(Front-end source files)

-=-=-=-=-

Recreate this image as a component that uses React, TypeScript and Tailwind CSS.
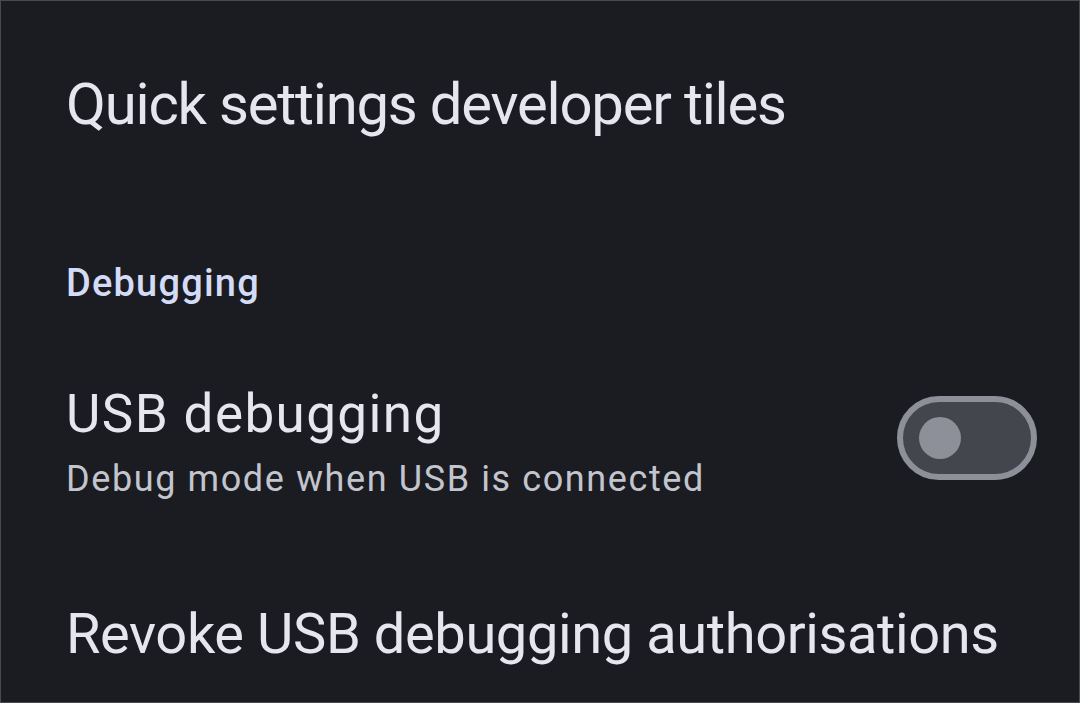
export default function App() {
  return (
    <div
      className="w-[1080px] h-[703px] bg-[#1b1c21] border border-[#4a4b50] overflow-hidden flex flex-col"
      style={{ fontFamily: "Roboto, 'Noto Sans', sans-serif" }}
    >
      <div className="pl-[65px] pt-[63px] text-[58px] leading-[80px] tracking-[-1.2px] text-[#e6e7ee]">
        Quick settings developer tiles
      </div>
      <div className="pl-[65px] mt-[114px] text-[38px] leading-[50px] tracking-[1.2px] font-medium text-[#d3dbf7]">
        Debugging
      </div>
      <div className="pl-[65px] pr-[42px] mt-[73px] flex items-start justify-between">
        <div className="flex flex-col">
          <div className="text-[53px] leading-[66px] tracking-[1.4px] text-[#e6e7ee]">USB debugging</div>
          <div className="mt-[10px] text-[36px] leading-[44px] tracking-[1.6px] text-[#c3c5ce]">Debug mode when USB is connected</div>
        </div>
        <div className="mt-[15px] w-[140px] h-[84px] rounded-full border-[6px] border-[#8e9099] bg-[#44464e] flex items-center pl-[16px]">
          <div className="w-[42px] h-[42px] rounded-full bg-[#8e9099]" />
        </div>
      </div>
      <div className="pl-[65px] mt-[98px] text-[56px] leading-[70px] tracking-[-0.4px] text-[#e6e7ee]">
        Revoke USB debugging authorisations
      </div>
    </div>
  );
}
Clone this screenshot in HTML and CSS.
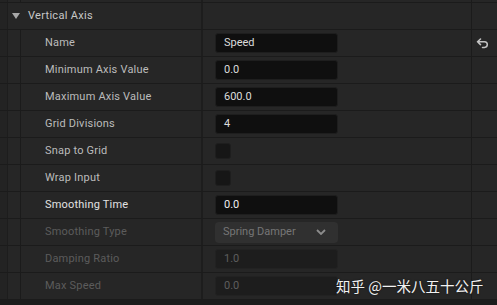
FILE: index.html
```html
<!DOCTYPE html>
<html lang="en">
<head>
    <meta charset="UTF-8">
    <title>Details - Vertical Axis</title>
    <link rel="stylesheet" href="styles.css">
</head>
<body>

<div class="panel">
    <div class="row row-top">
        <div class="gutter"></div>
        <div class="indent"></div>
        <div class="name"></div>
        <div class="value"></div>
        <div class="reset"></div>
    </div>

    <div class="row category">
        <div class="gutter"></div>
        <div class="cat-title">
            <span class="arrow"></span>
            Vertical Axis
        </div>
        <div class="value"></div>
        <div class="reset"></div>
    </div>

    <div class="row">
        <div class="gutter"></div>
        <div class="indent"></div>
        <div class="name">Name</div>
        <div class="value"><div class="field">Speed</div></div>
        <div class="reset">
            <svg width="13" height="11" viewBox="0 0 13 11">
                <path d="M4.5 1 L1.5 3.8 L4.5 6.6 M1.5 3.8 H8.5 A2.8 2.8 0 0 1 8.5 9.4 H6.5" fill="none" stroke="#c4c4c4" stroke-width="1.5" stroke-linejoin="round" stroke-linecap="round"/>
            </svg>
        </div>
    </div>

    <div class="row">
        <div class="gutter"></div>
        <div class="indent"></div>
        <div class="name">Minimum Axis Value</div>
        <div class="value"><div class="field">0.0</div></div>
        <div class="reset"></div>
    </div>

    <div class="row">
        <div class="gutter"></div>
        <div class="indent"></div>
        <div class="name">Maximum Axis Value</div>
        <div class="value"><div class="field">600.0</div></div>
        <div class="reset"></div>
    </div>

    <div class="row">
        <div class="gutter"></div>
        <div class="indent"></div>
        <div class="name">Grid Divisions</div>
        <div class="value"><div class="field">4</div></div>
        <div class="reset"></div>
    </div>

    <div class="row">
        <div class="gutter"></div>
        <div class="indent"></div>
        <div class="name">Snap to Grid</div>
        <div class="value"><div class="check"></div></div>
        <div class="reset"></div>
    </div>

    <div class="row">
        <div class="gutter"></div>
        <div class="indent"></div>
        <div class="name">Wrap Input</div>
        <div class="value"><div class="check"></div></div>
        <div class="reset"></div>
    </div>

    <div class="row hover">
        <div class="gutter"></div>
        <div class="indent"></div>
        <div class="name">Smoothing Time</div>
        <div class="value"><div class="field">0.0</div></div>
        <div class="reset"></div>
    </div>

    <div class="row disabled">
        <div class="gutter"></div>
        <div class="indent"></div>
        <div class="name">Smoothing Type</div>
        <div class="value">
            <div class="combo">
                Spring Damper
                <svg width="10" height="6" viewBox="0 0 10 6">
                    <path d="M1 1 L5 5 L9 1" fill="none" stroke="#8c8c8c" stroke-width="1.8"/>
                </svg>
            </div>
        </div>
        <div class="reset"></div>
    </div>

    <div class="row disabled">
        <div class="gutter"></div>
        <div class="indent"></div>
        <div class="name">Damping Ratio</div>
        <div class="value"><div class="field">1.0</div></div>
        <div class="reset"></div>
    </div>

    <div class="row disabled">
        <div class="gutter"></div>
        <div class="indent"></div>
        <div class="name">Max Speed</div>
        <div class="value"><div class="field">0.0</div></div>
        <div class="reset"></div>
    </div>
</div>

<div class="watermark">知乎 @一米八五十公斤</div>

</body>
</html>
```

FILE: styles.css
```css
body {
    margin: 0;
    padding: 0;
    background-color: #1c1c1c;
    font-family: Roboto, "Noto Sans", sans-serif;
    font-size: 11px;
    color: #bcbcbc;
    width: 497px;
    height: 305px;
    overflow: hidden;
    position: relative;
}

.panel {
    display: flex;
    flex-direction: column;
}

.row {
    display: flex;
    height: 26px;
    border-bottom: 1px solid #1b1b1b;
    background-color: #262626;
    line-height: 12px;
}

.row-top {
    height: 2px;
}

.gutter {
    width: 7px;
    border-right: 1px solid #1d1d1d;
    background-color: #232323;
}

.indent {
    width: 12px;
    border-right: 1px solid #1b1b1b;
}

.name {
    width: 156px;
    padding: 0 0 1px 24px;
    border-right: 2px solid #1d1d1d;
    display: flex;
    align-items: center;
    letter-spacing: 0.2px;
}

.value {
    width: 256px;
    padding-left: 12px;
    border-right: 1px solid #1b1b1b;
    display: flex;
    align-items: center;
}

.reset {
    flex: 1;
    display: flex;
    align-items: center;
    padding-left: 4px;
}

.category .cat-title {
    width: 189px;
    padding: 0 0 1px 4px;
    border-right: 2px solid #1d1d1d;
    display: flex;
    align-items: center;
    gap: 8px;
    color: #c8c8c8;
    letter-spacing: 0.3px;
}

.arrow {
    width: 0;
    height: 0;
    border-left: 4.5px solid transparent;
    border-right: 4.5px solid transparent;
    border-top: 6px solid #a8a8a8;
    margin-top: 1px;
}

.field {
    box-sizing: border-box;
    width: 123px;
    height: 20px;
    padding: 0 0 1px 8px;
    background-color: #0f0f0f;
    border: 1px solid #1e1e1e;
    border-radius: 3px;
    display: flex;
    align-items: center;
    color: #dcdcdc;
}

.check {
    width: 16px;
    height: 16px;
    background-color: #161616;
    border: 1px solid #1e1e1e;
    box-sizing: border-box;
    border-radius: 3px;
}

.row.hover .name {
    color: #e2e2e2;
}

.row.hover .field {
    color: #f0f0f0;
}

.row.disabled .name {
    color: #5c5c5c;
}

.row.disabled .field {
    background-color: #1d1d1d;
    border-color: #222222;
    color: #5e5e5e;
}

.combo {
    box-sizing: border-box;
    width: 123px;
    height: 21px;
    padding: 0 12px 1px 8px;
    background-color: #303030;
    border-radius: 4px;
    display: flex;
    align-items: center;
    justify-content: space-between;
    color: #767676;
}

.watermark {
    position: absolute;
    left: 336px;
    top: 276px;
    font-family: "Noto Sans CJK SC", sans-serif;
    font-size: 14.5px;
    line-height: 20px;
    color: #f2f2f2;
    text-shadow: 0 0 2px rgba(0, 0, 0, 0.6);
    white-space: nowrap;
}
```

-=-=-=-=-

Report the number of lines in the listing where the string "this" appears, and nothing besides.

2